Some in Congress Seeking to Abolish Diversity Visa Program17 Apr 2011
Some of the loudest voices in our national immigration debate say they aren’t against immigration, as such, just against illegal immigration – but as the Immigration Policy Center points out, actions speak louder than words, and recent Congressional actions show that even legal immigration is wildly unpopular in certain quarters of Capitol Hill. (See House Subcommittee Continues Assault on All Forms of Immigration, Immigration Policy Center, Press Release, Apr. 5, 2011.) How else to explain last week’s hearing by the House Subcommittee on Immigration Policy and Enforcement, which took aim at the Diversity Visa Lottery program?

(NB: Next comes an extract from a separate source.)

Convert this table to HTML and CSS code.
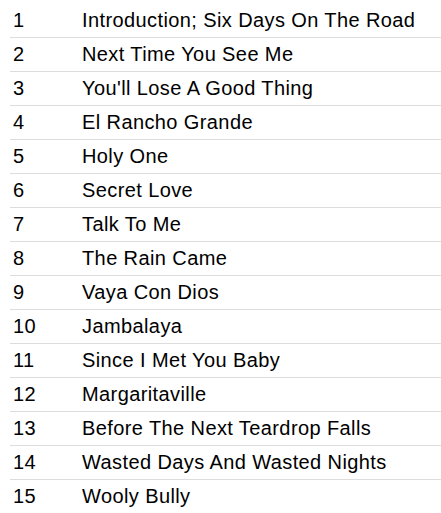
FILE: index.html
```html
<!DOCTYPE html>
<html>
<head>
<meta charset="utf-8">
<link rel="stylesheet" href="styles.css">
</head>
<body>
<table class="tracks">
<tbody>
<tr><td class="num">1</td><td class="title">Introduction; Six Days On The Road</td></tr>
<tr><td class="num">2</td><td class="title">Next Time You See Me</td></tr>
<tr><td class="num">3</td><td class="title">You'll Lose A Good Thing</td></tr>
<tr><td class="num">4</td><td class="title">El Rancho Grande</td></tr>
<tr><td class="num">5</td><td class="title">Holy One</td></tr>
<tr><td class="num">6</td><td class="title">Secret Love</td></tr>
<tr><td class="num">7</td><td class="title">Talk To Me</td></tr>
<tr><td class="num">8</td><td class="title">The Rain Came</td></tr>
<tr><td class="num">9</td><td class="title">Vaya Con Dios</td></tr>
<tr><td class="num">10</td><td class="title">Jambalaya</td></tr>
<tr><td class="num">11</td><td class="title">Since I Met You Baby</td></tr>
<tr><td class="num">12</td><td class="title">Margaritaville</td></tr>
<tr><td class="num">13</td><td class="title">Before The Next Teardrop Falls</td></tr>
<tr><td class="num">14</td><td class="title">Wasted Days And Wasted Nights</td></tr>
<tr><td class="num">15</td><td class="title">Wooly Bully</td></tr>
</tbody>
</table>
</body>
</html>
```
FILE: styles.css
```css
html, body {
  margin: 0;
  padding: 0;
  background: #fff;
}
body {
  padding: 4px 0 0 10px;
  font-family: "Liberation Sans", Arial, sans-serif;
  font-size: 20px;
  letter-spacing: 0.4px;
  color: #000;
  overflow: hidden;
}
.tracks {
  border-collapse: collapse;
  width: 440px;
}
.tracks td {
  height: 33px;
  padding: 0;
  border-bottom: 1px solid #dddddd;
  vertical-align: middle;
  white-space: nowrap;
}
.tracks .num {
  width: 69px;
  padding-left: 3px;
}
```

The hearing provided an opportunity for three out of four witnesses to endorse H.R. 704, the “SAFE for America Act,” a bill that would abolish the Diversity Visa immigrant program. (See Committee on the Judiciary, Hearing Information.) Speaking in support of the measure were Congressman Bob Goodlatte, Janice Kephardt of the Center for Immigration Studies, and Stephen Edson of SA Edson, LLC, each of whom recited a parade of horribles about the DV program, calling it hopelessly fraud-ridden and a monstrous risk to our national security, and calling, thus, for its abolition.

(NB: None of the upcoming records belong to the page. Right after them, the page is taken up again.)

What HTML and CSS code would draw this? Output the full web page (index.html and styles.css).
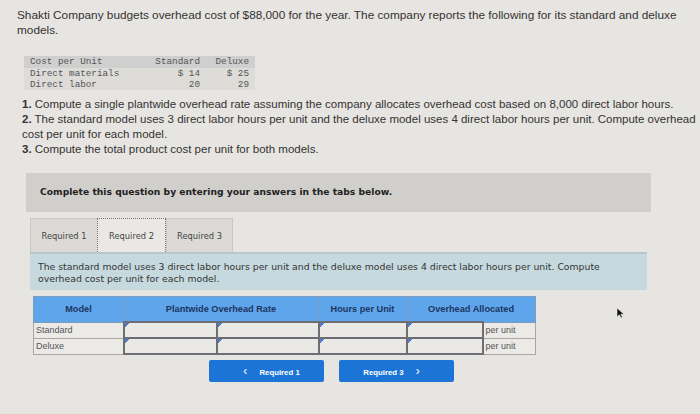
FILE: index.html
```html
<!DOCTYPE html>
<html lang="en">
<head>
    <meta charset="UTF-8">
    <title>Shakti Company - Overhead</title>
    <link rel="stylesheet" href="styles.css">
</head>
<body>

    <p class="intro">Shakti Company budgets overhead cost of $88,000 for the year. The company reports the following for its standard and deluxe models.</p>

    <!-- Cost data -->
    <div class="cost-table">
        <div class="cost-row head"><span>Cost per Unit</span><span class="num">Standard</span><span class="num">Deluxe</span></div>
        <div class="cost-row"><span>Direct materials</span><span class="num">$ 14</span><span class="num">$ 25</span></div>
        <div class="cost-row"><span>Direct labor</span><span class="num">20</span><span class="num">29</span></div>
    </div>

    <div class="steps">
        <p><b>1.</b> Compute a single plantwide overhead rate assuming the company allocates overhead cost based on 8,000 direct labor hours.</p>
        <p><b>2.</b> The standard model uses 3 direct labor hours per unit and the deluxe model uses 4 direct labor hours per unit. Compute overhead<br>cost per unit for each model.</p>
        <p><b>3.</b> Compute the total product cost per unit for both models.</p>
    </div>

    <div class="instructions">Complete this question by entering your answers in the tabs below.</div>

    <div class="tabs">
        <div class="tab">Required 1</div>
        <div class="tab active">Required 2</div>
        <div class="tab">Required 3</div>
    </div>

    <div class="question">The standard model uses 3 direct labor hours per unit and the deluxe model uses 4 direct labor hours per unit. Compute overhead cost per unit for each model.</div>

    <table class="answer">
        <colgroup>
            <col class="c-model">
            <col class="c-rate1">
            <col class="c-rate2">
            <col class="c-hours">
            <col class="c-alloc">
            <col class="c-unit">
        </colgroup>
        <thead>
            <tr>
                <th>Model</th>
                <th colspan="2">Plantwide Overhead Rate</th>
                <th>Hours per Unit</th>
                <th colspan="2">Overhead Allocated</th>
            </tr>
        </thead>
        <tbody>
            <tr>
                <td class="label">Standard</td>
                <td class="input"></td>
                <td class="input"></td>
                <td class="input"></td>
                <td class="input"></td>
                <td class="label">per unit</td>
            </tr>
            <tr>
                <td class="label">Deluxe</td>
                <td class="input"></td>
                <td class="input"></td>
                <td class="input"></td>
                <td class="input"></td>
                <td class="label">per unit</td>
            </tr>
        </tbody>
    </table>

    <div class="nav">
        <button class="nav-btn"><span class="chev">&lsaquo;</span> Required 1</button>
        <button class="nav-btn">Required 3 <span class="chev">&rsaquo;</span></button>
    </div>

    <svg class="cursor" width="9" height="12" viewBox="0 0 9 12">
        <path d="M1 1 L1 10 L3.4 7.8 L5 11 L6.4 10.3 L4.9 7.2 L8 7.2 Z" fill="#111" stroke="#eee" stroke-width="0.6"/>
    </svg>

</body>
</html>
```

FILE: styles.css
```css
/* Page */
body {
    margin: 0;
    padding: 8px 0 0 0;
    background-color: #e7e5e1;
    font-family: "Liberation Sans", Arial, sans-serif;
    color: #333;
    position: relative;
    height: 406px;
    overflow: hidden;
}

.intro {
    margin: 0 0 0 17px;
    width: 683px;
    font-size: 11.8px;
    line-height: 15px;
}

/* Cost data */
.cost-table {
    margin: 18px 0 0 24px;
    width: 231px;
    background: #dddcd9;
    font-family: "Liberation Mono", "Courier New", monospace;
    font-size: 9.3px;
    color: #555;
}

.cost-row {
    display: grid;
    grid-template-columns: 124px 46px 49px;
    height: 11px;
    line-height: 11px;
    padding-left: 6px;
}

.cost-row.head {
    background: #cfcfcf;
    height: 12px;
    line-height: 12px;
}

.cost-row .num {
    text-align: right;
}

/* Steps */
.steps {
    margin: 7px 0 0 22px;
    font-size: 11.5px;
    line-height: 15px;
    color: #333;
}

.steps p {
    margin: 0;
}

/* Instructions bar */
.instructions {
    margin: 16px 0 0 26px;
    width: 611px;
    height: 39px;
    line-height: 38px;
    padding-left: 14px;
    background: #d0cfcc;
    font-family: "DejaVu Sans", Verdana, sans-serif;
    font-weight: bold;
    font-size: 9.2px;
    color: #222;
}

/* Tabs */
.tabs {
    display: flex;
    margin: 6px 0 0 30px;
    height: 34px;
}

.tab {
    width: 66px;
    text-align: center;
    line-height: 34px;
    background: #dcdad6;
    border: 1px solid #cac8c4;
    border-right: none;
    border-bottom: none;
    font-family: "DejaVu Sans", Verdana, sans-serif;
    font-size: 8.3px;
    color: #444;
}

.tab:last-child {
    width: 65px;
    border-right: 1px solid #cac8c4;
}

.tab.active {
    background: #e9e8e5;
    border: 1px dotted #777;
    border-bottom: none;
    width: 67px;
}

/* Question text */
.question {
    margin: 0 0 0 30px;
    width: 603px;
    padding: 7px 6px 5px 8px;
    background: #c6d9de;
    border-top: 2px solid #b7c7cb;
    font-family: "DejaVu Sans", Verdana, sans-serif;
    font-size: 9.3px;
    line-height: 12px;
    color: #333;
}

/* Answer table */
.answer {
    margin: 6px 0 0 33px;
    border-collapse: collapse;
    font-size: 9px;
    table-layout: fixed;
    width: 502px;
}

.answer th {
    background: #5fa5ec;
    color: #1c3560;
    height: 24px;
    font-size: 9.2px;
    font-weight: bold;
    border: 1px solid #7c9cbd;
    padding: 0;
}

.answer td {
    height: 14px;
    padding: 0 2px;
    border: 1px solid #a9a7a3;
    background: #ebeae7;
    color: #555;
}

.answer td.input {
    border: 2px solid #6c6e74;
    background-color: #eae9e6;
    background-image: linear-gradient(135deg, #4d7fc9 0, #4d7fc9 3px, transparent 3px);
    background-size: 6px 6px;
    background-repeat: no-repeat;
}

.c-model { width: 90px; }
.c-rate1 { width: 93px; }
.c-rate2 { width: 102px; }
.c-hours { width: 88px; }
.c-alloc { width: 76px; }
.c-unit { width: 53px; }

/* Navigation buttons */
.nav {
    display: flex;
    gap: 15px;
    margin: 5px 0 0 209px;
}

.nav-btn {
    width: 115px;
    height: 22px;
    background: #1c74d6;
    color: white;
    border: none;
    border-radius: 2px;
    font-family: "Liberation Sans", Arial, sans-serif;
    font-size: 7.8px;
    font-weight: bold;
    padding: 0;
}

.chev {
    font-size: 12px;
    font-weight: normal;
    margin: 0 10px;
}

.cursor {
    position: absolute;
    left: 616px;
    top: 307px;
}
```
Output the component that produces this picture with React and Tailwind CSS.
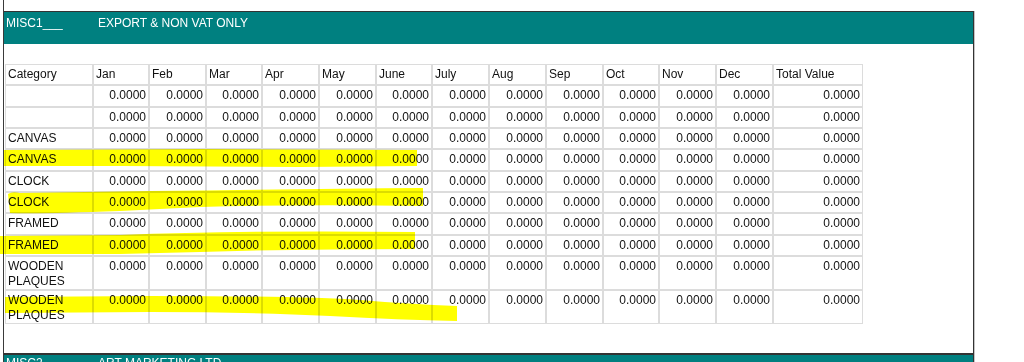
const MONTHS = ['Jan', 'Feb', 'Mar', 'Apr', 'May', 'June', 'July', 'Aug', 'Sep', 'Oct', 'Nov', 'Dec'];
const MONTH_W = [56, 57, 56, 57, 57, 56, 57, 57, 57, 56, 57, 57];

const ROWS = [
  [''],
  [''],
  ['CANVAS'],
  ['CANVAS'],
  ['CLOCK'],
  ['CLOCK'],
  ['FRAMED'],
  ['FRAMED'],
  ['WOODEN', 'PLAQUES'],
  ['WOODEN', 'PLAQUES'],
];

const cell = 'border border-[#dcdcdc] px-[2px] pt-[2px] pb-0 align-top leading-[15px]';

function Highlights() {
  // the marker strokes someone drew over the screenshot
  return (
    <svg
      className="absolute left-0 top-0 pointer-events-none mix-blend-multiply"
      width="1024"
      height="362"
      viewBox="0 0 1024 362"
    >
      <g fill="#ffff00">
        <path d="M4 150 L200 149 L417 150 L417 166 L300 167 L120 166 L4 166 Z" />
        <path d="M8 194 Q12 191 20 193 L150 191 Q300 189 423 188 L423 206 Q300 204 200 207 L120 211 Q40 214 10 213 Z" />
        <path d="M0 236 L120 235 Q250 230 415 232 L415 249 Q300 249 200 252 L120 254 L0 254 Z" />
        <path d="M5 297 L150 296 Q300 296 360 300 Q410 304 457 306 L457 321 Q400 320 330 316 Q250 312 150 312 L5 313 Z" />
      </g>
    </svg>
  );
}

function Header({ code, name, className }) {
  return (
    <div className={`bg-[#008080] text-white text-[12px] leading-[14px] flex ${className}`}>
      <span className="w-[94px] pl-[2px]">{code}</span>
      <span>{name}</span>
    </div>
  );
}

export default function App() {
  return (
    <div
      className="relative w-[1024px] h-[362px] overflow-hidden bg-white text-[#111]"
      style={{ fontFamily: '"Liberation Sans", Arial, sans-serif' }}
    >
      <div className="ml-[3px] w-[971px] h-[362px] border-l border-[#3a3a3a] pt-[11px]">
        {/* MISC1 block */}
        <div className="border-t border-r border-b border-[#333] shadow-[1px_0_0_#c4c4c4]">
          <Header code="MISC1___" name="EXPORT & NON VAT ONLY" className="h-[32px] pt-[4px]" />
          <div className="h-[309px] pt-[20px] pl-[1px]">
            <table className="table-fixed border-separate border-spacing-0 text-[12px] w-[858px]">
              <colgroup>
                <col style={{ width: 88 }} />
                {MONTH_W.map((w, i) => (
                  <col key={i} style={{ width: w }} />
                ))}
                <col style={{ width: 90 }} />
              </colgroup>
              <thead>
                <tr className="h-[21.33px]">
                  <th className={`${cell} text-left font-normal`}>Category</th>
                  {MONTHS.map(m => (
                    <th key={m} className={`${cell} text-left font-normal`}>{m}</th>
                  ))}
                  <th className={`${cell} text-left font-normal`}>Total Value</th>
                </tr>
              </thead>
              <tbody>
                {ROWS.map((r, i) => {
                  const two = r.length > 1;
                  return (
                    <tr key={i} className={two ? 'h-[34px]' : 'h-[21.33px]'}>
                      <td className={cell}>
                        {r[0] ? r.map((l, j) => <div key={j}>{l}</div>) : <div>&nbsp;</div>}
                      </td>
                      {MONTHS.map(m => (
                        <td key={m} className={`${cell} text-right`}>0.0000</td>
                      ))}
                      <td className={`${cell} text-right`}>0.0000</td>
                    </tr>
                  );
                })}
              </tbody>
            </table>
          </div>
        </div>

        {/* MISC2 block, cut off by the window */}
        <div className="border-t border-r border-[#333] shadow-[1px_0_0_#c4c4c4]">
          <Header code="MISC2___" name="ART MARKETING LTD" className="h-[32px] pt-[1px]" />
        </div>
      </div>
      <Highlights />
    </div>
  );
}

The lone voice against eliminating the Diversity Visa program was Ambassador Johnny Young, who directs Migration and Refugee Services for the U.S. Conference of Catholic Bishops. (See Testimony of Ambassador Johnny Young on The Diversity Immigrant Visa Program, Before the House Judiciary Subcommittee on Immigration Policy and Enforcement, 05.Apr.2011.) Young pointed out that the DV program was far from being a dangerous back-door method for terrorists to slip into the country, noting that DV applicants cannot be admitted if they fail to meet certain standards:
“As you are aware, Mr. Chairman, to be eligible for a Diversity Visa, applicants must not only originate in an eligible country, but also demonstrate that they either hold the equivalent of a U.S. high school education or have two years of work experience in an occupation requiring two years of training or experience within the five-year period immediately prior to the application. Further, applicants must be otherwise admissible to the United States; Diversity Visa applicants, like other visa applicants, are subject to grounds of visa ineligibility, including medical, terrorism, and criminal bars. Those accepted in the Program undergo stringent background checks.”
The Diversity Visa program has been a fixture of U.S. immigration law since 1990. It provides 55,000 green cards annually to foreign nationals from countries that send relatively few immigrants to the United States. The thinking behind this is sound: a diverse pool of immigrants makes our nation a culturally richer place, and distributes immigration benefits more equitably than they would be if existing family or economic ties were the only criteria. It helps to balance the scales.
Moreover, this is a legal immigration program, one that provides an orderly, controlled system for admitting a small number of immigrants each year. As Ambassador Young observed, the DV program actually “promotes respect for U.S. immigration laws – rewarding would-be immigrants who respect our laws and seek a lawful means of entry into the United States.” Perhaps we should be asking whether ANY immigration would be acceptable to the proponents of this bill – and if so, who might these people be?
Meanwhile, a handful of Tea Party types in the U.S. Senate are trying to re-write the 14th Amendment to eliminate birthright citizenship for children of illegal immigrants. (See Tea Party Senators Target Birthright Citizenship for Immigrant Children,” by Devin Dwyer, ABC News, 06.Apr.2011.) Fasten your seatbelts. It’s going to be a long, bumpy ride to the 2012 elections.